NB : les patients avec troubles de la déglutition ou troubles du comportement sont en général refusés dans les EHPAD.
PARTICULARITÉS DE L’INDEMNISATION
C’est la MDPH (maison départementale des personnes handicapées) qui fixe les conditions d’indemnisation et d’orientation finale en cas de séquelles.
Si l’accident à eu lieu à 60 ans et plus, l’APA remplace l’AAH (voir indemnisation) pour les conditions de ressource ; la PCH (prestation de compensation du handicap, aide par tierce personne notamment) est fixée par la CDAPH de la MDPH (voir ces termes dans Lexique des sigles et mots spécialisés ).

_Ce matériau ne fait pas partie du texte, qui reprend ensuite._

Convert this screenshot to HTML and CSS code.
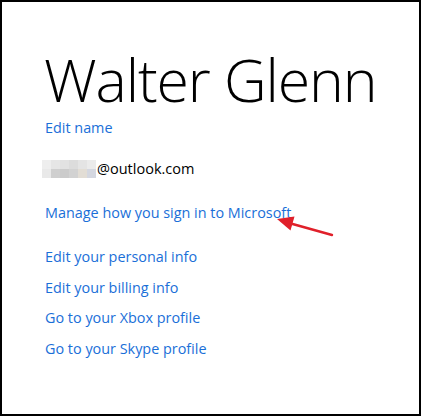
FILE: index.html
```html
<!DOCTYPE html>
<html>
<head>
<meta charset="utf-8">
<link rel="stylesheet" href="styles.css">
</head>
<body>
<div class="frame">
  <h1 class="name">Walter Glenn</h1>
  <a class="link first" href="#">Edit name</a>
  <div class="email">
    <span class="blur">
      <i style="background:#eeeeee"></i><i style="background:#e6e6e6"></i><i style="background:#e2e2e2"></i><i style="background:#dcdcdc"></i><i style="background:#e4e4e4"></i><i style="background:#ebebeb"></i>
      <i style="background:#e9e9e9"></i><i style="background:#cfcfcf"></i><i style="background:#cbcbcb"></i><i style="background:#d2d2d2"></i><i style="background:#e2ddd5"></i><i style="background:#d4d7e0"></i>
    </span>@outlook.com
  </div>
  <div class="signin">
    <a class="link" href="#">Manage how you sign in to Microsoft</a>
    <svg class="arrow" width="64" height="32" viewBox="0 0 64 32">
      <line x1="57" y1="26" x2="14" y2="14" stroke="#e0202a" stroke-width="2.4" stroke-linecap="round"/>
      <polygon points="2,10 19.5,7.5 15.5,21.5" fill="#e0202a"/>
    </svg>
  </div>
  <ul class="links">
    <li><a class="link" href="#">Edit your personal info</a></li>
    <li><a class="link" href="#">Edit your billing info</a></li>
    <li><a class="link" href="#">Go to your Xbox profile</a></li>
    <li><a class="link" href="#">Go to your Skype profile</a></li>
  </ul>
</div>
</body>
</html>
```
FILE: styles.css
```css
html, body { margin: 0; padding: 0; background: #fff; }
.frame {
  box-sizing: border-box;
  width: 421px;
  height: 416px;
  border: 2px solid #000;
  padding: 47px 0 0 43px;
  font-family: "Open Sans", "Noto Sans", sans-serif;
  display: flex;
  flex-direction: column;
  align-items: flex-start;
}
.name {
  margin: 0 0 0 -1px;
  font-weight: 300;
  font-size: 59px;
  line-height: 60px;
  color: #000;
  letter-spacing: -1.1px;
}
.link {
  color: #1a6fd8;
  text-decoration: none;
  font-size: 14.4px;
  line-height: 20px;
}
.first { margin-top: 9px; }
.email {
  margin-top: 21px;
  display: flex;
  align-items: center;
  font-size: 14.5px;
  line-height: 20px;
  color: #000;
}
.blur {
  display: grid;
  grid-template-columns: repeat(6, 9px);
  grid-template-rows: 9px 9px;
  margin-left: -3px;
  margin-right: 1px;
}
.blur i { display: block; }
.signin {
  position: relative;
  margin-top: 22px;
}
.arrow {
  position: absolute;
  left: 230px;
  top: 8px;
}
.links {
  list-style: none;
  margin: 23px 0 0 0;
  padding: 0;
  display: flex;
  flex-direction: column;
  gap: 10.5px;
}
.links li { line-height: 20px; height: 20px; }
```
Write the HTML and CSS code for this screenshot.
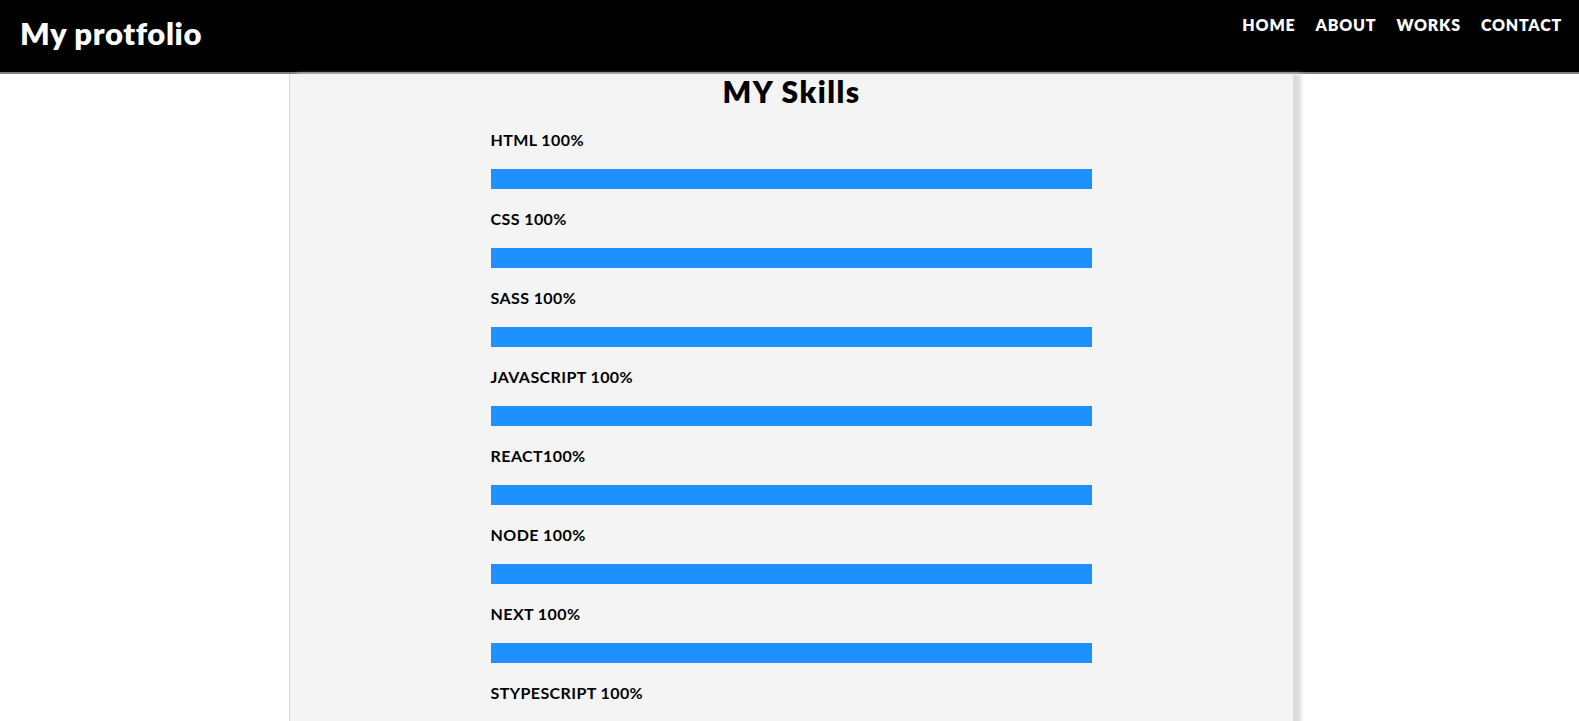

Il est cependant souvent utile de consulter un avocat spécialisé qui « décortiquera » votre assurance en responsabilité civile car vous avez peut-être des couvertures que vous ignorez .
Mais s’il s’agit d’un accident de la circulation ou si la chute ou le choc à la tête peuvent relever de la responsabilité d’un tiers vous êtes en droit de rentrer dans le cadre d’une indemnisation par voie judiciaire qui peut aboutir à une réparation intégrale ; l’avis d’un avocat spécialisé est alors obligatoire (voir Droits et Indemnisation).
CONCLUSION
Le traumatisme crânien de la PA est en train de devenir un problème de santé publique dans les pays développés en raison de l’accroissement du nombre de personnes âgées. Si le pronostic du TC de la PA de moins de 75 ans et en bonne santé n’est pas très différent de celui de l’adulte jeune il en va tout autrement pour les personnes plus âgées et d’autant plus quand elles sont atteintes de poly-pathologies ou trop poly-médicamentées. C’est sans doute sur ce point que la prévention doit faire un effort car une chute n’est jamais anodine chez une personne âgée fragile ; même peu grave elle peut faire passer très rapidement une personne âgée de l’autonomie à la dépendance voire au décès.